## INSTRUCTIONS FOR THE TASK
Looking at the data below, count the lines that contain the string "this". Write only the total.

────────

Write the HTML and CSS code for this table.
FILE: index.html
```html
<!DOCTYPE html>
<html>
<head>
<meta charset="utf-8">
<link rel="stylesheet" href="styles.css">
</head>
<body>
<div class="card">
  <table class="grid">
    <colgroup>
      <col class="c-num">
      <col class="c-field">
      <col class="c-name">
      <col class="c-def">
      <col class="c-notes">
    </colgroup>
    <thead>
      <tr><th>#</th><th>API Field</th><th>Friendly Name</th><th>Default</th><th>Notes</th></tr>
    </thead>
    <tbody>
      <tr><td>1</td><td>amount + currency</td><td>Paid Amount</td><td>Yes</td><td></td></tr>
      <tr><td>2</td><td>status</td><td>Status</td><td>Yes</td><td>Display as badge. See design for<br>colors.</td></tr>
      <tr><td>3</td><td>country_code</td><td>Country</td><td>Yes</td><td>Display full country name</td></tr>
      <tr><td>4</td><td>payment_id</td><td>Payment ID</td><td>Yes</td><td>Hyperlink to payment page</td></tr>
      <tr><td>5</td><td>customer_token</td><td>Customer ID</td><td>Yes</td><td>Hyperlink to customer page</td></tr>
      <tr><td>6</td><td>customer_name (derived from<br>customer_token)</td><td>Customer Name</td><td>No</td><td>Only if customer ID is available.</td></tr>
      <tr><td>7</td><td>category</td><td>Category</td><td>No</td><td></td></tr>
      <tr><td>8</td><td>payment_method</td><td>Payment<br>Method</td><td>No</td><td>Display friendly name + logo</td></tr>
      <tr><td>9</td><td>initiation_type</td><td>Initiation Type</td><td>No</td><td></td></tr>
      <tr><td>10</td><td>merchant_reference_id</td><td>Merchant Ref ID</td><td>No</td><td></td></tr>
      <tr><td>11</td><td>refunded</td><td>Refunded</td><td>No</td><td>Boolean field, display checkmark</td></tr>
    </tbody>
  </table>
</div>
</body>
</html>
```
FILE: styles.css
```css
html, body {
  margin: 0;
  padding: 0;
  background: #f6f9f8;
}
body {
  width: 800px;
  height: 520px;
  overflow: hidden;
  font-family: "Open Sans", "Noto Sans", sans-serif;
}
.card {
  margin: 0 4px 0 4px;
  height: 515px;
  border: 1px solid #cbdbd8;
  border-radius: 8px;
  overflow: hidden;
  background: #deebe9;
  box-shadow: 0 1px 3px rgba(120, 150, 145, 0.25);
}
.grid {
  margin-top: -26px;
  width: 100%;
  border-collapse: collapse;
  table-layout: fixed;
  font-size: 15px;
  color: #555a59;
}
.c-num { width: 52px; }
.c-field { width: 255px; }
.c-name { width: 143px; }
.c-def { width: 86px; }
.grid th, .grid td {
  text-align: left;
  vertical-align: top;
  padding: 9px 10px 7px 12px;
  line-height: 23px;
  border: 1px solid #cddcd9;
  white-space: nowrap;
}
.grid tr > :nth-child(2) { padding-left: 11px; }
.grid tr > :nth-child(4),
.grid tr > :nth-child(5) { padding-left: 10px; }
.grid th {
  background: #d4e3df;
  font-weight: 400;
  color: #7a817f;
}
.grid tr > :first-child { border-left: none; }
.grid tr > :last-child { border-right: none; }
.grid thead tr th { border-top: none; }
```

────────

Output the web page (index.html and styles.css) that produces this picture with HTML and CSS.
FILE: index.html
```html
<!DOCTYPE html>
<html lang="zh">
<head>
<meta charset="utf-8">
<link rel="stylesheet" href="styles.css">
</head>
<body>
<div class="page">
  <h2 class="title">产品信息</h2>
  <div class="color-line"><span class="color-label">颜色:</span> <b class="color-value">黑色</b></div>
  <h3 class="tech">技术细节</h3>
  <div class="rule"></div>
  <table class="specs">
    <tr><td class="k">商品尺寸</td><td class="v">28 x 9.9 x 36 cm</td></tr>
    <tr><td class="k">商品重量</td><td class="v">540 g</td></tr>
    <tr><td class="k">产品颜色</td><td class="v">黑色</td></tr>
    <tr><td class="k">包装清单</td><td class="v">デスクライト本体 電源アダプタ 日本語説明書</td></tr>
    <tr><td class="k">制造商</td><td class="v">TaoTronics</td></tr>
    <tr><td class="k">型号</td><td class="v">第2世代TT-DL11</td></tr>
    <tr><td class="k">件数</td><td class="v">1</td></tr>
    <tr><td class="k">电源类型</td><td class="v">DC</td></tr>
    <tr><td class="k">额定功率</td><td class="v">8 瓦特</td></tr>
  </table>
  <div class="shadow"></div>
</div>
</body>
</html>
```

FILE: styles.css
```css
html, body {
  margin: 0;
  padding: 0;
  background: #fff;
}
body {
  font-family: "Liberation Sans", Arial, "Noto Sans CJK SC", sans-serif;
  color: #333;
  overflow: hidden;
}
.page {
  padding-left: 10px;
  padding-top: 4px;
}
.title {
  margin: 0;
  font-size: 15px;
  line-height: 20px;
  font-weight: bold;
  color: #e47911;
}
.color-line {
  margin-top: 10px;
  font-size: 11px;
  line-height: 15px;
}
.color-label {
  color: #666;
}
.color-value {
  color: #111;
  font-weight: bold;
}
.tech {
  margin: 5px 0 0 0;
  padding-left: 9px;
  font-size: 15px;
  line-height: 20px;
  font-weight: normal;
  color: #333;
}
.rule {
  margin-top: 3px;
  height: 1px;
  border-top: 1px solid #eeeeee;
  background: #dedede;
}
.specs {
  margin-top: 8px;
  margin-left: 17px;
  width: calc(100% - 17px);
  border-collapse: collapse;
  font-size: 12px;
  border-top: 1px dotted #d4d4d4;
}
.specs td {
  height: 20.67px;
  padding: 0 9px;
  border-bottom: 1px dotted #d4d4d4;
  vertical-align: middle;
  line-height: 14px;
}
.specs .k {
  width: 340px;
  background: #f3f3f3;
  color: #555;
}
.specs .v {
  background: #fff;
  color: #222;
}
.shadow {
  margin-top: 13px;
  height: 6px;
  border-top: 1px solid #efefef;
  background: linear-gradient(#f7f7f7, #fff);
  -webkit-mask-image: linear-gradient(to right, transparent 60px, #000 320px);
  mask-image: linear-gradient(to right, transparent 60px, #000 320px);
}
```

────────

## OUTPUT BELOW
2